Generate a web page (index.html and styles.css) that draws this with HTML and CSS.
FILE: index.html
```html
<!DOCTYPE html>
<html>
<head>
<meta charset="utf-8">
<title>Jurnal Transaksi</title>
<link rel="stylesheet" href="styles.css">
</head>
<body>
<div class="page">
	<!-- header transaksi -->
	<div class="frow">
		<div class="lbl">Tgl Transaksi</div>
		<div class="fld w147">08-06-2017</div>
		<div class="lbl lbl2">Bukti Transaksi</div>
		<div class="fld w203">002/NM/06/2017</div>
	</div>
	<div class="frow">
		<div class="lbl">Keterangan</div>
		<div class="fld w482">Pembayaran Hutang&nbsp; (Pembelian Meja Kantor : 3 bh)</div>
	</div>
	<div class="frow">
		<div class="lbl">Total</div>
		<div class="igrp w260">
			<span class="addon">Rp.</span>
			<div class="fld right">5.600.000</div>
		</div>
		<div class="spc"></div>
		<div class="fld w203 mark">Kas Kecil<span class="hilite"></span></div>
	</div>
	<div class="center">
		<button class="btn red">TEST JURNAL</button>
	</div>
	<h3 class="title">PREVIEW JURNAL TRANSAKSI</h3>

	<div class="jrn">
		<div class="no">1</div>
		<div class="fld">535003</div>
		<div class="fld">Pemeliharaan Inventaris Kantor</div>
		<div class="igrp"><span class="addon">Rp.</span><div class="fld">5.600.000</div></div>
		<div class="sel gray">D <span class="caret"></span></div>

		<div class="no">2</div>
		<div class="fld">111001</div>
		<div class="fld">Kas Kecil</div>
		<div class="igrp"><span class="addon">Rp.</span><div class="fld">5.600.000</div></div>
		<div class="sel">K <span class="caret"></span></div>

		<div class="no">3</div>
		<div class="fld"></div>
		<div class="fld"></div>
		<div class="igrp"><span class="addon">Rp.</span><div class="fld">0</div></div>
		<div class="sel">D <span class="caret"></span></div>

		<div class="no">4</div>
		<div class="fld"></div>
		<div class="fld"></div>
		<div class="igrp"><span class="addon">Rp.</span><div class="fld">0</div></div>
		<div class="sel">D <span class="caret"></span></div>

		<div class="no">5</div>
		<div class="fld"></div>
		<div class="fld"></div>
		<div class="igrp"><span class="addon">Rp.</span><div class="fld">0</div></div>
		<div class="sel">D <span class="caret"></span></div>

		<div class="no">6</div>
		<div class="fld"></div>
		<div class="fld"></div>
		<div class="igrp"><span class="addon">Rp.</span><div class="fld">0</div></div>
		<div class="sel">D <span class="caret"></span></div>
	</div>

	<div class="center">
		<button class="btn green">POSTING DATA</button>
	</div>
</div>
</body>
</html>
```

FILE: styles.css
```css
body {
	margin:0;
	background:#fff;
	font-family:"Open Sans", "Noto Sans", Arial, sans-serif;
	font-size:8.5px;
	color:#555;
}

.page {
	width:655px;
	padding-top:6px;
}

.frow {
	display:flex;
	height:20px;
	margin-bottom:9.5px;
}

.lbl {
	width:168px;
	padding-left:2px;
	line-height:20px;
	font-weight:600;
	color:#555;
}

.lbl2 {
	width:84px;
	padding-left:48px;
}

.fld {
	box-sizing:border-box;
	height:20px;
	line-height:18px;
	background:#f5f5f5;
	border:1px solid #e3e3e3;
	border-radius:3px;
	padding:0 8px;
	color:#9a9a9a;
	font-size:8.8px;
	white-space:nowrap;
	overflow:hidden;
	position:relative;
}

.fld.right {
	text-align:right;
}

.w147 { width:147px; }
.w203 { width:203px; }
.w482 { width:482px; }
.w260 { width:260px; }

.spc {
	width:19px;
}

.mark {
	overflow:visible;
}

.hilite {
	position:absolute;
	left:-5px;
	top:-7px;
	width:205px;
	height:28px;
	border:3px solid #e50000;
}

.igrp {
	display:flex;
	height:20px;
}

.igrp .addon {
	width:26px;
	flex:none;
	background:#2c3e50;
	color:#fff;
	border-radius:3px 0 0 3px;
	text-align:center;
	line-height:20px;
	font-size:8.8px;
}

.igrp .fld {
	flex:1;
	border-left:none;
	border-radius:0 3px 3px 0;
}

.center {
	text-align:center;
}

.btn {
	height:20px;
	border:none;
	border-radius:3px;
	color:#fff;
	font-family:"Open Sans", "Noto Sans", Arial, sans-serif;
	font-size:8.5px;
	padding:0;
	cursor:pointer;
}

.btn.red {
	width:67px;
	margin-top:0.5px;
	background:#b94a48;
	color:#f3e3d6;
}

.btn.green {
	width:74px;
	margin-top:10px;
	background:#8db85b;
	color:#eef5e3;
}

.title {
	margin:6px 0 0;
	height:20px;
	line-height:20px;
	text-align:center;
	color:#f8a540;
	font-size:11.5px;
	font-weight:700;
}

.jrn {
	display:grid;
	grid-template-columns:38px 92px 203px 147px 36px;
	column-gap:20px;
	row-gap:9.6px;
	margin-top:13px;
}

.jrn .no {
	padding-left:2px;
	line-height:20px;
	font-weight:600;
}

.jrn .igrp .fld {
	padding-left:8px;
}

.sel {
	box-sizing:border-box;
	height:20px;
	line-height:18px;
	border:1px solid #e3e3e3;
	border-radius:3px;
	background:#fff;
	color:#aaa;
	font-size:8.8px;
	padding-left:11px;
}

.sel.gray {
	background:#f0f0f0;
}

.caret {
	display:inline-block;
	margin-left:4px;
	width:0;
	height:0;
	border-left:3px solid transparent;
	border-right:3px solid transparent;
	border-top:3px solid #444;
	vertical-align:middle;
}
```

:::::

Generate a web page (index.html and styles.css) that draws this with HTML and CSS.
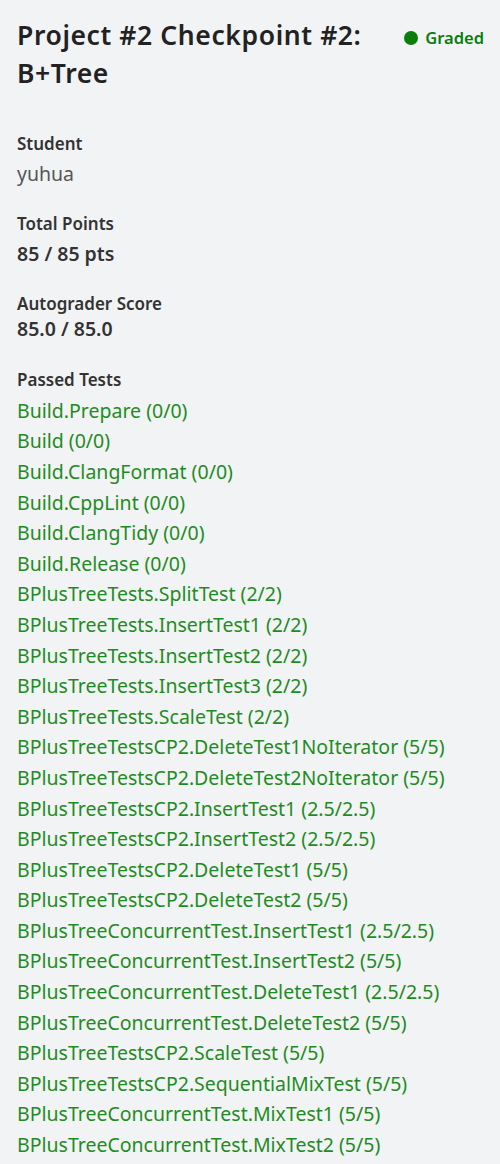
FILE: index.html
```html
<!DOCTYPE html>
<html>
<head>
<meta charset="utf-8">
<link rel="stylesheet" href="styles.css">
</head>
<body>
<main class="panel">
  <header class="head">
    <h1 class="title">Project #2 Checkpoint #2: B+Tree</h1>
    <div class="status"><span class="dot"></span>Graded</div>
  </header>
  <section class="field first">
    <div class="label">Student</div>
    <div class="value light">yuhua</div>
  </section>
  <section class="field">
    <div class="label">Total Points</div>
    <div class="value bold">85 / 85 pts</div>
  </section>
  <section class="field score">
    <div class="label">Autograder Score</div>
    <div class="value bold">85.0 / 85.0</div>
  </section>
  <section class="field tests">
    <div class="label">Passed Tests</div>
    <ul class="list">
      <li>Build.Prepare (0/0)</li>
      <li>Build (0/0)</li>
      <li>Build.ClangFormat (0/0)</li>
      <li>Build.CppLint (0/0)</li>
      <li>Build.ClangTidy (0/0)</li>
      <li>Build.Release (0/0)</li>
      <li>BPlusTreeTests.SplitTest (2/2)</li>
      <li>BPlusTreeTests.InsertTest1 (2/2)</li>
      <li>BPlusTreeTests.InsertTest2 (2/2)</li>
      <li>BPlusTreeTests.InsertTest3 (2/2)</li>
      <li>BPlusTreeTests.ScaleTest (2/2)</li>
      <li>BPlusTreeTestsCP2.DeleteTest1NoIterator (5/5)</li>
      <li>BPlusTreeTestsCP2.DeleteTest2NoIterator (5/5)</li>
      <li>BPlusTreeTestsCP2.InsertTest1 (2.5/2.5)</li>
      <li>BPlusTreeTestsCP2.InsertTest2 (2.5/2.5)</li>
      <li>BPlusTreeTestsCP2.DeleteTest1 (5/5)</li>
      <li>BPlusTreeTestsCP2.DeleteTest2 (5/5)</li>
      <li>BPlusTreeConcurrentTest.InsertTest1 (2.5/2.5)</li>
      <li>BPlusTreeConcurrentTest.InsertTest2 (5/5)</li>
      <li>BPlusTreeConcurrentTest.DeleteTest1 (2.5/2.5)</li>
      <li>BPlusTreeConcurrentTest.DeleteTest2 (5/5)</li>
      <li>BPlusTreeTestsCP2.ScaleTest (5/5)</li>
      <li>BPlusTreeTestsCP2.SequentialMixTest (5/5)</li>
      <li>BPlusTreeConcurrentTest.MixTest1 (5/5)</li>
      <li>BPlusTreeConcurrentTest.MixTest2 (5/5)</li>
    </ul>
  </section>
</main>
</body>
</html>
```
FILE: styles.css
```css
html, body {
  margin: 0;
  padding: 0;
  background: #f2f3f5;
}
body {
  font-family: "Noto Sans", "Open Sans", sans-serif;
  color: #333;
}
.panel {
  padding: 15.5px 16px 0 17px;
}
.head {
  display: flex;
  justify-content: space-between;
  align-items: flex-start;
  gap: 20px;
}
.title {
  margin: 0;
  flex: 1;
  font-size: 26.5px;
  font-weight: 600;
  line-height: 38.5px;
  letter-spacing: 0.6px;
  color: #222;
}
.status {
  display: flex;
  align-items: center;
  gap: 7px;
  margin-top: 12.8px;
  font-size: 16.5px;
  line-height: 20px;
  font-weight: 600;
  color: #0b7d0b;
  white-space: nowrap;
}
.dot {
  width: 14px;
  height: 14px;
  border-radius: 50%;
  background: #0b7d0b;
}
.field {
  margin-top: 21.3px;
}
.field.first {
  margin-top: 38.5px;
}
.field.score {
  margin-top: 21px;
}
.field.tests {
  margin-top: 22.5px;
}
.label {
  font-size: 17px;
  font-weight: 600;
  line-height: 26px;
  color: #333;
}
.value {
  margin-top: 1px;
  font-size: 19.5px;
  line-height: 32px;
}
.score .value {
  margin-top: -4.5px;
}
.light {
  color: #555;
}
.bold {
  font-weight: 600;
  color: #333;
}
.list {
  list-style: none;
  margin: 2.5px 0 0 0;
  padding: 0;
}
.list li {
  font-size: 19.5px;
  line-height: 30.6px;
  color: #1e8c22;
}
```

:::::

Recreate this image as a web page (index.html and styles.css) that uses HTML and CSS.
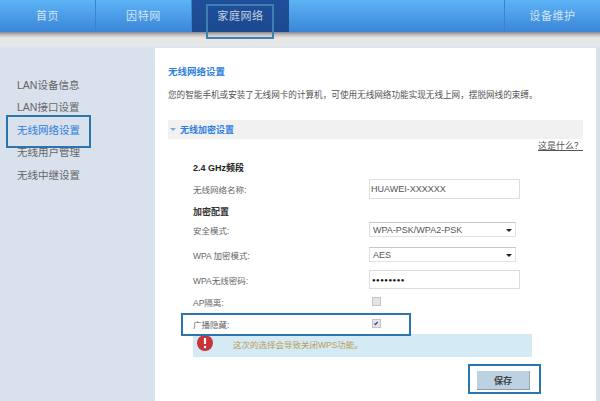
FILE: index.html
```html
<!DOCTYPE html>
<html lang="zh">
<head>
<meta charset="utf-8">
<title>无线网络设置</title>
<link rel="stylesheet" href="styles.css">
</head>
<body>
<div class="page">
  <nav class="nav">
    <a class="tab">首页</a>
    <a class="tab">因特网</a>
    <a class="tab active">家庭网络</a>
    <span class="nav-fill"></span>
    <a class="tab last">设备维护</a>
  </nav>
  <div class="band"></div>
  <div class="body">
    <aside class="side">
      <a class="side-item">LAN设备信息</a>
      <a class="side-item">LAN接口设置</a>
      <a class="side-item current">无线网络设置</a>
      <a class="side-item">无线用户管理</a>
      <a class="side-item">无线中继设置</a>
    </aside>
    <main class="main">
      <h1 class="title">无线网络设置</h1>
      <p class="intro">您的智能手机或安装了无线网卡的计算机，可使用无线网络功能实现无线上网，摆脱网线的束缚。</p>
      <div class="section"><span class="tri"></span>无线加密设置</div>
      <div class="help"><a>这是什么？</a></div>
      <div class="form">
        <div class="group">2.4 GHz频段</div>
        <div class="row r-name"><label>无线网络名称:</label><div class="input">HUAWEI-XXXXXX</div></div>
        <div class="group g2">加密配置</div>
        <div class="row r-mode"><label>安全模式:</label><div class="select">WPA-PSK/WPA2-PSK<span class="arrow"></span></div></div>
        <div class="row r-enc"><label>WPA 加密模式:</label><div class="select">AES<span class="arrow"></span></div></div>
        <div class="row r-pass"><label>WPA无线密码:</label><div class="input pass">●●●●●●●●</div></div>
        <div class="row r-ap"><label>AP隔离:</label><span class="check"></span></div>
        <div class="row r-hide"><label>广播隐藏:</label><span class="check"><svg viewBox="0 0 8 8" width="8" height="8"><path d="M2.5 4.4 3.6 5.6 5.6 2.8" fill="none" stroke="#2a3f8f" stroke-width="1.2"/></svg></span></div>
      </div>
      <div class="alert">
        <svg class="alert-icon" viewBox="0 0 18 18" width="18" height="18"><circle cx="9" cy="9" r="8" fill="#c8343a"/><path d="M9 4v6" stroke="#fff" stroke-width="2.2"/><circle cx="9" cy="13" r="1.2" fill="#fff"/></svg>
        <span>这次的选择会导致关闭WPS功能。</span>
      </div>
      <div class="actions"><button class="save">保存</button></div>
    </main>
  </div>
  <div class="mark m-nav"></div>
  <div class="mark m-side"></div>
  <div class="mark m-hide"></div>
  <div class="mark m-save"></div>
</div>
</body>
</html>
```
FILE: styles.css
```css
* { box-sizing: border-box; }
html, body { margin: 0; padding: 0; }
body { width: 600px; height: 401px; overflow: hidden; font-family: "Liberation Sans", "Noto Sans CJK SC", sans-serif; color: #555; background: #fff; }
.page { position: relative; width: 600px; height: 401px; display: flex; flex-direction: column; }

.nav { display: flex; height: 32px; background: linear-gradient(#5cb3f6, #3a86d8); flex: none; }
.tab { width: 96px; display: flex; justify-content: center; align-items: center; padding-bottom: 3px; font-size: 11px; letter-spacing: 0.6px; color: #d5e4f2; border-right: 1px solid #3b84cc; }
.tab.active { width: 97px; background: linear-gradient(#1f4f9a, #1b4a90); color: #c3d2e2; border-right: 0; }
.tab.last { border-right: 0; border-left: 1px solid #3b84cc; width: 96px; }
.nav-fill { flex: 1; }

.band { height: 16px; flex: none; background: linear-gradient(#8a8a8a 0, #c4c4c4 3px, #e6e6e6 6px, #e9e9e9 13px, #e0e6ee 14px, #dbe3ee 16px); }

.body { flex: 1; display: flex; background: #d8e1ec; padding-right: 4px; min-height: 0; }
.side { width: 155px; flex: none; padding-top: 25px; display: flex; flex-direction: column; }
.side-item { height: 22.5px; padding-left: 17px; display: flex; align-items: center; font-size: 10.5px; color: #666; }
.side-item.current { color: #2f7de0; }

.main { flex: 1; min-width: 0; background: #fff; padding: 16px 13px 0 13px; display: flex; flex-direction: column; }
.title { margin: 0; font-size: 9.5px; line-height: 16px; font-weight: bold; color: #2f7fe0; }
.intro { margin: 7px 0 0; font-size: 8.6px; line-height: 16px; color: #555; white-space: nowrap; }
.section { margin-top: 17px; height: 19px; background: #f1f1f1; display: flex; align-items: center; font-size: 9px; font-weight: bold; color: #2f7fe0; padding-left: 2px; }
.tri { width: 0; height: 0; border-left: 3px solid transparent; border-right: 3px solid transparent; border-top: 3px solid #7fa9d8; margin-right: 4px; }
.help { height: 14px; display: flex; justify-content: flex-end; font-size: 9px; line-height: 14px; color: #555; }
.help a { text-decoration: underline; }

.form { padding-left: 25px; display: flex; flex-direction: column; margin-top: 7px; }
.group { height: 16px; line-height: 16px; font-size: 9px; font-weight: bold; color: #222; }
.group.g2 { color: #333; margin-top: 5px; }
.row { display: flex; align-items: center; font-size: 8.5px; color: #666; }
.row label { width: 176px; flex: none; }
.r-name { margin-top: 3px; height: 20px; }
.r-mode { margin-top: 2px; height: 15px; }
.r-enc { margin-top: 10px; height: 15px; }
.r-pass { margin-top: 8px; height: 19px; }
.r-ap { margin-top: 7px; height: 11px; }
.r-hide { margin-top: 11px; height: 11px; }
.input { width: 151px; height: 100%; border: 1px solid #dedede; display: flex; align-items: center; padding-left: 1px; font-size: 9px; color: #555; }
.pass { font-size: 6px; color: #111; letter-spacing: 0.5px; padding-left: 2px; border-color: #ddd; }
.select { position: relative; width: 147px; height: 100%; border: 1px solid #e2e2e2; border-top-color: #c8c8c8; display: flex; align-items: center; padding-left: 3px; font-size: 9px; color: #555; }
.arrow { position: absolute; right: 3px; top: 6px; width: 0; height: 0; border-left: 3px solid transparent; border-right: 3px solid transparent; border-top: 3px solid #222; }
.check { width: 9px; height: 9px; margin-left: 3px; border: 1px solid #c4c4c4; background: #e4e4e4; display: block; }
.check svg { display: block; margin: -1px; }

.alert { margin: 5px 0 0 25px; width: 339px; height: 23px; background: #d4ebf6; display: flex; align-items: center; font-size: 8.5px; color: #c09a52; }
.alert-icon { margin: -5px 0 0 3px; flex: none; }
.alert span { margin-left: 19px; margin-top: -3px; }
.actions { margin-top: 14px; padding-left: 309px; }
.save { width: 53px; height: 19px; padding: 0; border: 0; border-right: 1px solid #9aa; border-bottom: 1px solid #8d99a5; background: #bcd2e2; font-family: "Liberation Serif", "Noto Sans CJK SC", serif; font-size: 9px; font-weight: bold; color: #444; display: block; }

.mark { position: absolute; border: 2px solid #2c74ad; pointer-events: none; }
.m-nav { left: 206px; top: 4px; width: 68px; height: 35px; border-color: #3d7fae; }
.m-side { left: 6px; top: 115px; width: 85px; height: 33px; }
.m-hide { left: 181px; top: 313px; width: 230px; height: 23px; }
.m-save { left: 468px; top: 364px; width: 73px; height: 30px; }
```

:::::

▸ AIM OF THE TASK:
Gather all lines from the records above in which "page" appears.

▸ REPLY TO THE EXERCISE:
Generate a web page (index.html and styles.css) that draws this with HTML and CSS.
<div class="page">
.page {
Generate a web page (index.html and styles.css) that draws this with HTML and CSS.
Recreate this image as a web page (index.html and styles.css) that uses HTML and CSS.
<div class="page">
.page { position: relative; width: 600px; height: 401px; display: flex; flex-direction: column; }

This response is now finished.